ThirdModel <- glm(Class ~ V4 + V10 + V14 + V20 + V21 + V22 + V27, family = binomial(logit), data = CCFTrain)

Quality

Res Deviance: 1944.53
Null Deviance: 5760.88
Deviance Pseudo R²: 66.3%

Accuracy

Threshold: 0.5
Recall: 58.31%
Precision: 86.69%

CC Fraud Third model with test data lift chart.png

Summary

I lost 3% of recall and ~2% of precision by cutting the variable inputs by half, so maybe not a major loss for a model that shows more clearly which variables are the most important.
We need to evaluate 4% of the population with high probability of fraud to capture 80% of the fraud cases
Variables V4 & V22 increases the likelihood of CC Fraud by 2x
V10, 14 & V27 decrease the likelihood of CC Fraud

Finding the right Threshold

In the previous models I was using a default Threshold of 0.5. The Threshold is the value above which the data point will be considered positive (or CC Fraud detected) on a scale between 0 and 1. Recall (aka True Positives of CC Fraud) measures the amount of true positives divided by true positives + false negatives (aka the total observed amount of CC Fraud). Precision measures the amount of true positives divided by trust positives + false positives. Accuracy measures the overall correct predictions of the model divided by the total data points. Calculating the F1 Score can determine the best threshold for balance between recall and precision.

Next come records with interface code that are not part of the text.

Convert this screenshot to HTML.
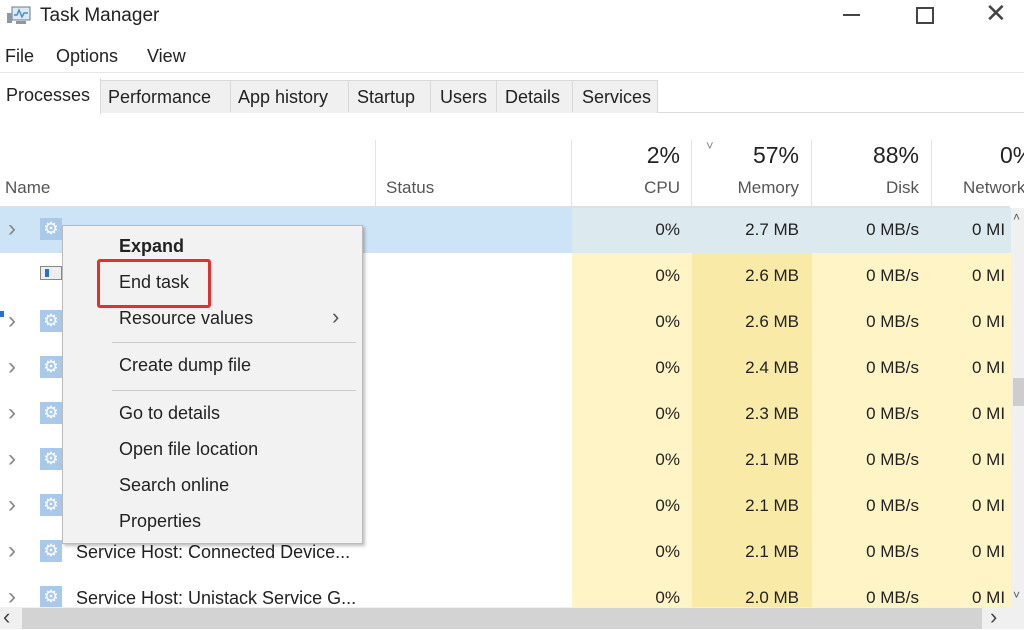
<!DOCTYPE html><html><head><style>
body{margin:0;width:1024px;height:629px;overflow:hidden;background:#fff;font-family:"Liberation Sans",sans-serif;color:#222;position:relative}
.a{position:absolute;white-space:nowrap}
.r{text-align:right}
.g{color:#555}
</style></head><body>
<svg class="a" style="left:6px;top:5px" width="26" height="22" viewBox="0 0 26 22"><rect x="6" y="2" width="18" height="13" fill="#dfe9f3" stroke="#6b7a8a"/><polyline points="8,10 11,10 13,5 16,12 18,8 22,8" fill="none" stroke="#3a8fd0" stroke-width="1.4"/><rect x="1" y="8" width="5" height="10" fill="#8a98a8"/><rect x="10" y="16" width="10" height="3" fill="#8a98a8"/></svg>
<div class="a" style="left:40px;top:5px;font-size:19px">Task Manager</div>
<div class="a" style="left:843px;top:14px;width:17px;height:2px;background:#444"></div>
<div class="a" style="left:916px;top:7px;width:14px;height:13px;border:2px solid #444"></div>
<div class="a" style="left:985px;top:-2px;font-size:26px;color:#444">✕</div>
<div class="a" style="left:5px;top:46px;font-size:18px">File</div>
<div class="a" style="left:56px;top:46px;font-size:18px">Options</div>
<div class="a" style="left:147px;top:46px;font-size:18px">View</div>
<div class="a" style="left:0;top:72px;width:1024px;height:1px;background:#e6e6e6"></div>
<div class="a" style="left:0;top:112px;width:1024px;height:1px;background:#dcdcdc"></div>
<div class="a" style="left:100px;top:80px;width:556px;height:32px;background:#f0f0f0;border:1px solid #d9d9d9;border-bottom:none"></div>
<div class="a" style="left:0;top:78px;width:100px;height:36px;background:#fff;border-right:1px solid #d9d9d9"></div>
<div class="a" style="left:6px;top:85px;font-size:18px">Processes</div>
<div class="a" style="left:108px;top:87px;font-size:18px">Performance</div>
<div class="a" style="left:230px;top:80px;width:1px;height:32px;background:#d9d9d9"></div>
<div class="a" style="left:238px;top:87px;font-size:18px">App history</div>
<div class="a" style="left:348px;top:80px;width:1px;height:32px;background:#d9d9d9"></div>
<div class="a" style="left:357px;top:87px;font-size:18px">Startup</div>
<div class="a" style="left:430px;top:80px;width:1px;height:32px;background:#d9d9d9"></div>
<div class="a" style="left:440px;top:87px;font-size:18px">Users</div>
<div class="a" style="left:496px;top:80px;width:1px;height:32px;background:#d9d9d9"></div>
<div class="a" style="left:505px;top:87px;font-size:18px">Details</div>
<div class="a" style="left:572px;top:80px;width:1px;height:32px;background:#d9d9d9"></div>
<div class="a" style="left:582px;top:87px;font-size:18px">Services</div>
<div class="a" style="left:375px;top:140px;width:1px;height:66px;background:#e3e3e3"></div>
<div class="a" style="left:571px;top:140px;width:1px;height:66px;background:#e3e3e3"></div>
<div class="a" style="left:691px;top:140px;width:1px;height:66px;background:#e3e3e3"></div>
<div class="a" style="left:811px;top:140px;width:1px;height:66px;background:#e3e3e3"></div>
<div class="a" style="left:931px;top:140px;width:1px;height:66px;background:#e3e3e3"></div>
<div class="a" style="left:0;top:206px;width:1010px;height:2px;background:#e0e0e0"></div>
<div class="a g" style="left:5px;top:178px;font-size:17px">Name</div>
<div class="a g" style="left:386px;top:178px;font-size:17px">Status</div>
<div class="a r" style="left:572px;width:108px;top:142px;font-size:23px">2%</div>
<div class="a r g" style="left:572px;width:108px;top:178px;font-size:17px">CPU</div>
<div class="a" style="left:706px;top:138px;font-size:13px;color:#888">˅</div>
<div class="a r" style="left:692px;width:107px;top:142px;font-size:23px">57%</div>
<div class="a r g" style="left:692px;width:107px;top:178px;font-size:17px">Memory</div>
<div class="a r" style="left:812px;width:107px;top:142px;font-size:23px">88%</div>
<div class="a r g" style="left:812px;width:107px;top:178px;font-size:17px">Disk</div>
<div class="a" style="left:1000px;top:142px;font-size:23px">0%</div>
<div class="a g" style="left:963px;top:178px;font-size:17px">Network</div>
<div class="a" style="left:572px;top:208px;width:120px;height:399px;background:#fff4c6"></div>
<div class="a" style="left:692px;top:208px;width:120px;height:399px;background:#f9eaa8"></div>
<div class="a" style="left:812px;top:208px;width:199px;height:399px;background:#fff4c6"></div>
<div class="a" style="left:0;top:208px;width:572px;height:45px;background:#cde4f7"></div>
<div class="a" style="left:572px;top:208px;width:439px;height:45px;background:#dce9ee"></div>
<div id="rows"></div>
<script>
var mem=["2.7","2.6","2.6","2.4","2.3","2.1","2.1","2.1","2.0"],h="";
for(var i=0;i<9;i++){var y=220+i*46;
h+='<div class="a r" style="left:572px;width:108px;top:'+y+'px;font-size:17px">0%</div>';
h+='<div class="a r" style="left:692px;width:107px;top:'+y+'px;font-size:17px">'+mem[i]+' MB</div>';
h+='<div class="a r" style="left:812px;width:107px;top:'+y+'px;font-size:17px">0 MB/s</div>';
h+='<div class="a" style="left:972px;top:'+y+'px;font-size:17px">0 MI</div>';
if(i!=1){h+='<div class="a" style="left:8px;top:'+(y-5)+'px;font-size:24px;color:#888">›</div>';
h+='<div class="a" style="left:40px;top:'+(y-2)+'px;width:22px;height:22px;background:#a9c9ea;color:#fff;font-size:17px;text-align:center;line-height:22px">⚙</div>';}
else h+='<div class="a" style="left:40px;top:'+(y)+'px;width:20px;height:12px;border:1px solid #888;background:#eee"><div style="margin:2px 0 0 4px;width:4px;height:8px;background:#2a6fd0"></div></div>';}
document.getElementById('rows').innerHTML=h;
</script>
<div class="a" style="left:76px;top:542px;font-size:18px">Service Host: Connected Device...</div>
<div class="a" style="left:76px;top:588px;font-size:18px">Service Host: Unistack Service G...</div>
<div class="a" style="left:1011px;top:208px;width:13px;height:399px;background:#f0f0f0"></div>
<div class="a" style="left:1013px;top:378px;width:11px;height:28px;background:#cdcdcd"></div>
<div class="a" style="left:1013px;top:210px;font-size:12px;color:#555">˄</div>
<div class="a" style="left:1013px;top:588px;font-size:12px;color:#555">˅</div>
<div class="a" style="left:0;top:607px;width:1024px;height:22px;background:#f0f0f0"></div>
<div class="a" style="left:22px;top:608px;width:960px;height:21px;background:#d3d3d3"></div>
<div class="a" style="left:3px;top:604px;font-size:22px;color:#444">‹</div>
<div class="a" style="left:990px;top:604px;font-size:22px;color:#444">›</div>
<div class="a" style="left:0;top:311px;width:4px;height:6px;background:#2a6fd0"></div>
<div class="a" style="left:62px;top:225px;width:299px;height:317px;background:#f2f2f2;border:1px solid #bbb;box-shadow:2px 2px 3px rgba(0,0,0,.25)"></div>
<div class="a" style="left:119px;top:236px;font-size:18px;font-weight:bold">Expand</div>
<div class="a" style="left:97px;top:259px;width:108px;height:43px;border:3px solid #e03030;border-radius:3px"></div>
<div class="a" style="left:119px;top:272px;font-size:18px">End task</div>
<div class="a" style="left:119px;top:308px;font-size:18px">Resource values</div>
<div class="a" style="left:332px;top:304px;font-size:22px;color:#555">›</div>
<div class="a" style="left:112px;top:342px;width:244px;height:1px;background:#ccc"></div>
<div class="a" style="left:119px;top:355px;font-size:18px">Create dump file</div>
<div class="a" style="left:112px;top:390px;width:244px;height:1px;background:#ccc"></div>
<div class="a" style="left:119px;top:403px;font-size:18px">Go to details</div>
<div class="a" style="left:119px;top:439px;font-size:18px">Open file location</div>
<div class="a" style="left:119px;top:475px;font-size:18px">Search online</div>
<div class="a" style="left:119px;top:511px;font-size:18px">Properties</div>
</body></html>
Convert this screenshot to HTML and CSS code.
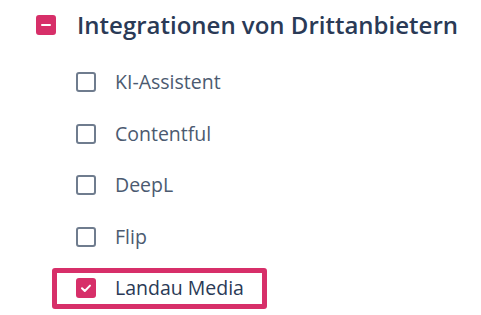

Threshold = 0.6, F1 Score = 0.68
Threshold = 0.5, F1 Score = 0.70
Threshold = 0.4, F1 Score = 0.69

Based on the above, the threshold of 0.5 is actually the best suited line to draw in the sand to push the output into either 1=Fraud, or 0=No Fraud.

Checking the model with TEST data

Running the test data (I split the original data between 80% train, and 20% test) through the third model to see how well the model performs with a new set of data. By testing the model against the test data we can confirm that the model is consistent with different data points.

Accuracy

Threshold: 0.5
Recall: 64.36%
Precision: 82.28%

Summary

Some minor moves in recall and precision, but I believe the moves are not enough to justify that this model should be thrown away.